Oh, if only Dad could have kept it all to himself! Oh that Master Ireland had not decided to get a bit above himself! Dad wanted more – so he got it. A hand-written version of the entire play King Lear (faithfully copied out and annotated, in Elizabethan script). And then the coup de grace, an entirely new play by the Bard, the hitherto unknown masterpiece entitled Vortigern and Rowena. It was based, as was many of Shakespeare’s actual plays, upon one of the stories contained in Hollinshed’s Chronicles. Conveniently  old man Ireland kept a copy of the Chronicle in his library, and his son simply lifted the tale from it and hammed up as many verses as he could until, hey presto, he had himself a whole play!

Father then decided to publish a book so that all could share in his great scholarship. Entitled Miscellaneous Papers and Legal Instruments under the Hand and Seal of William Shakespeare it appeared on Christmas Eve 1795. It immediately provoked a barrage of hostile criticism and outright condemnation as a fake, with its liberal scattering of ‘ees’ at the end of most words! The Telegraph published a mock letter from the Bard to his friend and  rival Ben Jonson: “Deeree  Sirree, Wille youe doee meee theee favvourree too  dinnee wythee meee onn Friddaye nextte, attt twoo off theee clockee, too  eattee sommee muttonne choppes andd  somme poottaattoooeesse.”

But Master Ireland was nothing if not brazen. He took the play to Richard Brinsley Sheridan and asked if he would like to put it on at his newly extended Drury Lane theatre. Sheridan read the script, realized that whereas it might be a load of tripe, it was surely good enough to get bums on seats, and promptly agreed a fee of £300 and half of the profits. The run was due to start on 1st April 1796, but Ireland insisted that the first night be delayed by a day ‘in case people thought it a hoax.’

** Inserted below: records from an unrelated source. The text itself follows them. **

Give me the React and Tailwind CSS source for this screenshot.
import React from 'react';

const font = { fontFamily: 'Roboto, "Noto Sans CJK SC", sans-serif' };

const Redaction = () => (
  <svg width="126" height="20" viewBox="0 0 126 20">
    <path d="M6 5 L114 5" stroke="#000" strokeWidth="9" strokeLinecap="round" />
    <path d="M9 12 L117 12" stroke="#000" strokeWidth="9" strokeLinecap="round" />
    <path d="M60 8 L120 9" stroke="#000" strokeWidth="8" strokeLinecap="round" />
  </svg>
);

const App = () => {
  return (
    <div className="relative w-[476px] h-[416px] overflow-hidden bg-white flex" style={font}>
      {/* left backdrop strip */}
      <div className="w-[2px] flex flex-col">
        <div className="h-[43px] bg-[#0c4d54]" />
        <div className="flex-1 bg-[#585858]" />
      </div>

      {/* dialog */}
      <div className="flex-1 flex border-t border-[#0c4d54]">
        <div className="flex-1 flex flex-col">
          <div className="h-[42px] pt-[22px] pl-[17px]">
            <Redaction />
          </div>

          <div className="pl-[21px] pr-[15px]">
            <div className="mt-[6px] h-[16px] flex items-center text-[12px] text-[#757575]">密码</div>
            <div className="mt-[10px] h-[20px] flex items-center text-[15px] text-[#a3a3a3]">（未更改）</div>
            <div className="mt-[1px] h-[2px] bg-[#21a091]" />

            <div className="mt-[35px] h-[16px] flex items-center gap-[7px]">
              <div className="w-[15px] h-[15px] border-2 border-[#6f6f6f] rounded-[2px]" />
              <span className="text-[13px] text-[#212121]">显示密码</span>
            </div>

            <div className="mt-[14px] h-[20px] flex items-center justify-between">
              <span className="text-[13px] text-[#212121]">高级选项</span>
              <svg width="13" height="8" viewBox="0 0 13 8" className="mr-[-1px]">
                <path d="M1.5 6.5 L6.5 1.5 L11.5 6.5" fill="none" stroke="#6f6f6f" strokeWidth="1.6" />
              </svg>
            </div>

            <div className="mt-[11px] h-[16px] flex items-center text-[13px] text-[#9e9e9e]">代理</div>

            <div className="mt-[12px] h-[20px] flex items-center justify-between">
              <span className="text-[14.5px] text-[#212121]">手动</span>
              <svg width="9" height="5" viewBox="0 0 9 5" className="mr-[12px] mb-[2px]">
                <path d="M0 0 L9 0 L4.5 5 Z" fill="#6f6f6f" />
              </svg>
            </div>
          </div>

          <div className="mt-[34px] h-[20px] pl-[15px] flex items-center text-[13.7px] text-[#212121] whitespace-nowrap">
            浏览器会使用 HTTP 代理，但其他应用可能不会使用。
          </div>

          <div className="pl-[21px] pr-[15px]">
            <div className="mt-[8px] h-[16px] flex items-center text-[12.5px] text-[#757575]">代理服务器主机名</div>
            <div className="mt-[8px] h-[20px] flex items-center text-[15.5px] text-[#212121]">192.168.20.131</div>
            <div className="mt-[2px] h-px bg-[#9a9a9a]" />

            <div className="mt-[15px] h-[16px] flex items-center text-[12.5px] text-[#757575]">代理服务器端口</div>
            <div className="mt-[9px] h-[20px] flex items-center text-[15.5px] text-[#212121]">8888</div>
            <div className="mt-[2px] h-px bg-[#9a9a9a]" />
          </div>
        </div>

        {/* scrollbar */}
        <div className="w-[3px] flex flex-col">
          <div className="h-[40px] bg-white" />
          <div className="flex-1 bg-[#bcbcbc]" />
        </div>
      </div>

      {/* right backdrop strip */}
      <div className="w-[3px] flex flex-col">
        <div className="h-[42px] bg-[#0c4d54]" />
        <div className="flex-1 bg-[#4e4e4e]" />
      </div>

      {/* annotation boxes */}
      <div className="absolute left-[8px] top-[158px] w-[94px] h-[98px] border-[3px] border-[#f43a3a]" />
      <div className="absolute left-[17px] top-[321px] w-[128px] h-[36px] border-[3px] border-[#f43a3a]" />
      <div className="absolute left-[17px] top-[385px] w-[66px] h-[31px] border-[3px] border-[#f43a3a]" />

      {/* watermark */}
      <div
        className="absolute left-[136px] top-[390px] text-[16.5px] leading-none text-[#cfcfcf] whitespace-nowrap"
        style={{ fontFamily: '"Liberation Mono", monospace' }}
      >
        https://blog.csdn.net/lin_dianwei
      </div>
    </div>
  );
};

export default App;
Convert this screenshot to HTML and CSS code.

John Philip Kemble was actor manager at the theatre and clearly had his reservations about the authenticity of the play in which he was to play the role of Vortigern against Dorothea Jordan’s Rowena. But for two Acts the capacity crowd watched and listened politely, fully aware of the question marks over the play but willing to judge it on its merits.

Then came the point in the play where Kemble, playing the part where King Vortigern addresses Death, was to utter the stanza:

O! then thou dost ope wide thy hideous jaws,

And with rude laughter, and fantastic tricks,

Thou clapp’st thy rattling fingers to thy sides;

And when this solemn mockery is ended…

He hammed it up something rotten, and for good measure he then deliberately repeated the final line. The audience went berserk and threatened to tear the theatre down. Bedlam ensued before Kemble prevailed upon the audience to let the Third Act be played. At the end there were catcalls galore and although Kemble came on to announce that there would be a performance of the play on Monday next, he was met by a barrage  of abuse and in the chaos was hauled back on stage to inform all present that Sheridan’s School for Scandal would be performed in its place. Order was restored…

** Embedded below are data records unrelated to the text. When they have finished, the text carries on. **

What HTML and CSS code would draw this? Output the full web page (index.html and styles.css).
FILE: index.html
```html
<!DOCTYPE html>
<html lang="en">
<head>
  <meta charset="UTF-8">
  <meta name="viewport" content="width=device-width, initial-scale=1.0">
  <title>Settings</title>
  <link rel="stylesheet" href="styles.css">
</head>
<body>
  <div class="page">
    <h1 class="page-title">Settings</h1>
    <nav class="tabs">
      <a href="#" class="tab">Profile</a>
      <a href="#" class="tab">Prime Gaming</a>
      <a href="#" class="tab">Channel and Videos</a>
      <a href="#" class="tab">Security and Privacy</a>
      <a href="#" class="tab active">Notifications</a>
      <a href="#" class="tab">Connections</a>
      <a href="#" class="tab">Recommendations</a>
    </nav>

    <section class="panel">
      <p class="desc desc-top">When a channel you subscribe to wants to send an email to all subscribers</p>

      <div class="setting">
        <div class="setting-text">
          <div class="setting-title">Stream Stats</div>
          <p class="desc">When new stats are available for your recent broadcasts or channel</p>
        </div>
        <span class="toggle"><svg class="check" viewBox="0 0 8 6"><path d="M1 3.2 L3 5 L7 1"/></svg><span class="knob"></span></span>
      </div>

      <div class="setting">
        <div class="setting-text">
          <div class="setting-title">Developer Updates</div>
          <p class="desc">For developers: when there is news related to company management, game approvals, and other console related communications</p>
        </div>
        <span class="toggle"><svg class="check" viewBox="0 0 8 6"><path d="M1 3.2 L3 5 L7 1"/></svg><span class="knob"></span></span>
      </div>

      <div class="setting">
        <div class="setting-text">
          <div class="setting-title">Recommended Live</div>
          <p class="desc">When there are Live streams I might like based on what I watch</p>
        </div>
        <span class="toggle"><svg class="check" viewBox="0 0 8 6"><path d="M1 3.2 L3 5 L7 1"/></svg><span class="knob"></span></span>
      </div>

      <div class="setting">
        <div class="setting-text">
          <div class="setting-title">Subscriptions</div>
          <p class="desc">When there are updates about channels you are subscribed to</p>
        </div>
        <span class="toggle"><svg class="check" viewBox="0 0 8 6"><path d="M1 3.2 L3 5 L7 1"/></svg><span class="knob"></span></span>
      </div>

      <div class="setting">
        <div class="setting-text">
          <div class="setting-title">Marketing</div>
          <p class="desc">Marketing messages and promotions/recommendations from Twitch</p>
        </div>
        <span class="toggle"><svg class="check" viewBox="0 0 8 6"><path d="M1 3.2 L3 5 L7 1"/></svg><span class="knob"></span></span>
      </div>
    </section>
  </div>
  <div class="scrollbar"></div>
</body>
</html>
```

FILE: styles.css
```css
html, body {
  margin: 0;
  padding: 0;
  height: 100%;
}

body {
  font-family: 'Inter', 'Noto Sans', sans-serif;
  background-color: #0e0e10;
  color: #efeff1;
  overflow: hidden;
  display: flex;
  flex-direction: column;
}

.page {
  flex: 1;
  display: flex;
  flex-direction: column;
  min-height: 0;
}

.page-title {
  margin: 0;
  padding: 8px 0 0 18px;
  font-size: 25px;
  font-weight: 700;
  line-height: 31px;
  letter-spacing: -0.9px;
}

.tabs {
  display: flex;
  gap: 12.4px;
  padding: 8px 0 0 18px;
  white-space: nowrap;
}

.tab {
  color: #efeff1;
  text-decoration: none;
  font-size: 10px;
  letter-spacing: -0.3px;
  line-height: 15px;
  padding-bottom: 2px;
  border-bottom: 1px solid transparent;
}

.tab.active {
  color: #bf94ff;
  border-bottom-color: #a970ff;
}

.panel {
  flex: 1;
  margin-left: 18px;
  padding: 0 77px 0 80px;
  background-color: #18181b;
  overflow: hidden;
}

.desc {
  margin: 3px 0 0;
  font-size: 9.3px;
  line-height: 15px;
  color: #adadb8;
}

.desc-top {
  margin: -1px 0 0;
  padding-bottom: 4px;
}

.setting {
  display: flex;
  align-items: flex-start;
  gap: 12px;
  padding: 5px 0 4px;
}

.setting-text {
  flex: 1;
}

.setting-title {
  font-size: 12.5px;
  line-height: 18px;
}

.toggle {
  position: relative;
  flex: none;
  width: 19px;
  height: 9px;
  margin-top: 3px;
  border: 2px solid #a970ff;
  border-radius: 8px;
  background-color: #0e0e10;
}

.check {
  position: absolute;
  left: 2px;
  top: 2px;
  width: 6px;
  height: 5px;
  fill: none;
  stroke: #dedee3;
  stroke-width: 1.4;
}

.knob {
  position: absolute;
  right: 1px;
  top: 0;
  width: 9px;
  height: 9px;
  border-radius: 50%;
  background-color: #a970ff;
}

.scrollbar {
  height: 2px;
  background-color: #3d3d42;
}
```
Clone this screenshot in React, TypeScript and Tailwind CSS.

After the 1796 public debacle Master Ireland went to confess all to his father – who basically could not believe that he had been duped. He died a couple of years later, his reputation in tatters. William Henry Ireland decided to make a bob or two out of his notoriety and published the story of the hoax and his part in it as The Confessions of William Henry Ireland in 1805

He struggled to make a living as a poet and writer after that. He was to die exactly 177 years ago today, an impecunious  scribbler who spent time in the debtor’s prison, and who left a wife and children destitute. But for a while, a very brief while, he had got to live the dream: he had been The Bard!

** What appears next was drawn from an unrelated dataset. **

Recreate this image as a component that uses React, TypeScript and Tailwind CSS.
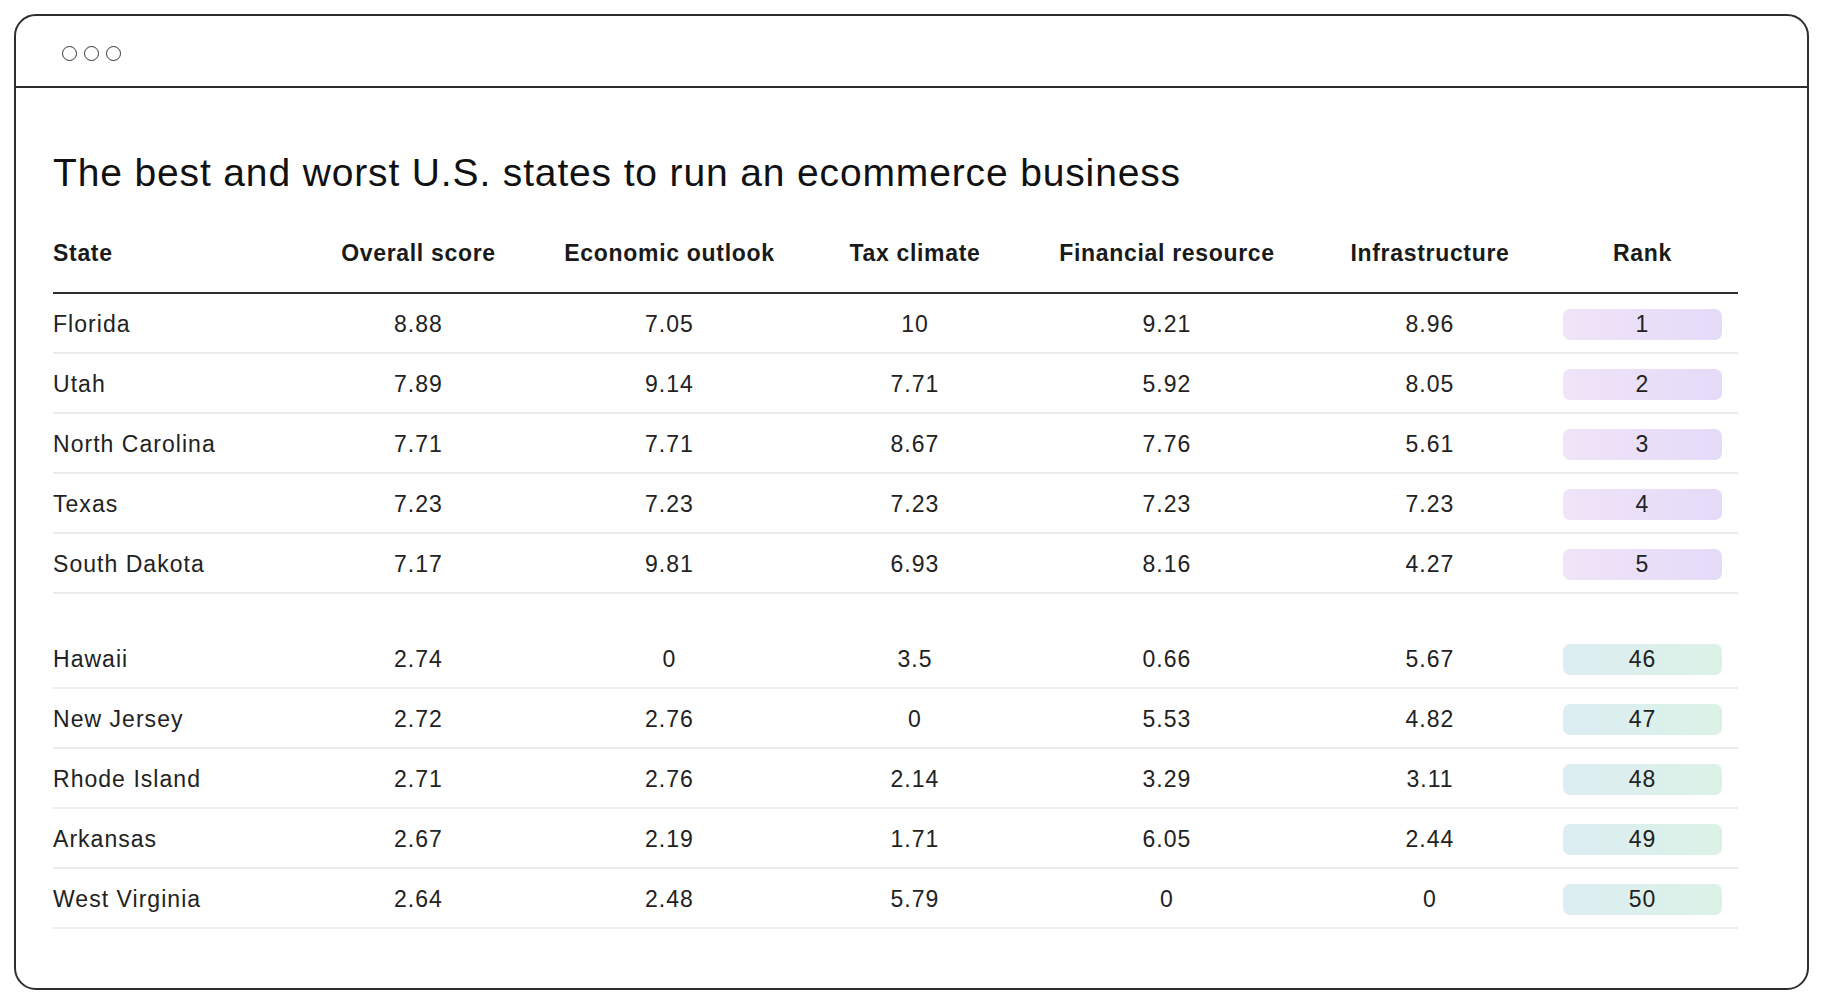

P.S. There was speculation at the time that the entire Ireland family was involved in the scam producing fake manuscripts – simply because many did not think it possible that all the forgeries were the work of one young man. Hence in this John Nixon caricature,  we see William Henry, sitting on the floor. with his parents and two sisters busy churning out fakes. In fact, all the evidence points to Willliam Henry being the only wrong-doer – his father was guilty of stupidity but nothing more.

  2 Responses to “To be, or not to be, William Henry Ireland (2 August 1775 – 17 April 1835)”

  1.  

    Well as Shakespeare was a bit of a hack at times – albeit a hack with a wonderful grasp of language – playing for cheap laughs and smutty chuckles [even in a tragedy like Hamlet for pete’s sake] I wonder what merit there was in Vortigern and Rowena… and whether it would have survived had not Kemp hammed it up [a phrase of course taken from the tendency of actors to overplay Hamlet].
    I was reminded of Tom Keating who did such successful forgeries of Constable and an extant Giles cartoon where a museum curator is peering at the corner of the ‘Haywain’ and saying ‘Good Lord! it says ‘Constable – after Tom Keating”
    I have to say I find forgeries of any kind fascinating. And this one was never intended to make money but only to make his father happy…

  2.  

    The astonishing thing was that young William Henry was not particularly well educated or well-read. He had picked up enough from his father to know what sounded right, and he put together a passable pastiche which his father (and others) were determined to believe was authentic. Nothing changes – academics always want to approve of anything which reflects their own views of the world, just as they wish to denigrate anything which is hostile to their entrenched views.
    Tomorrow I will add a cartoon by John Nixon. which echoes the contemporary view that ALL the Ireland family was involved – father, mother, William Henry and both of his sisters! I am sure that only the son was involved, but father must have been blind to the obvious. The son was never prosecuted – probably because he was under 21 (just!), and perhaps because he never really gained much from the deception.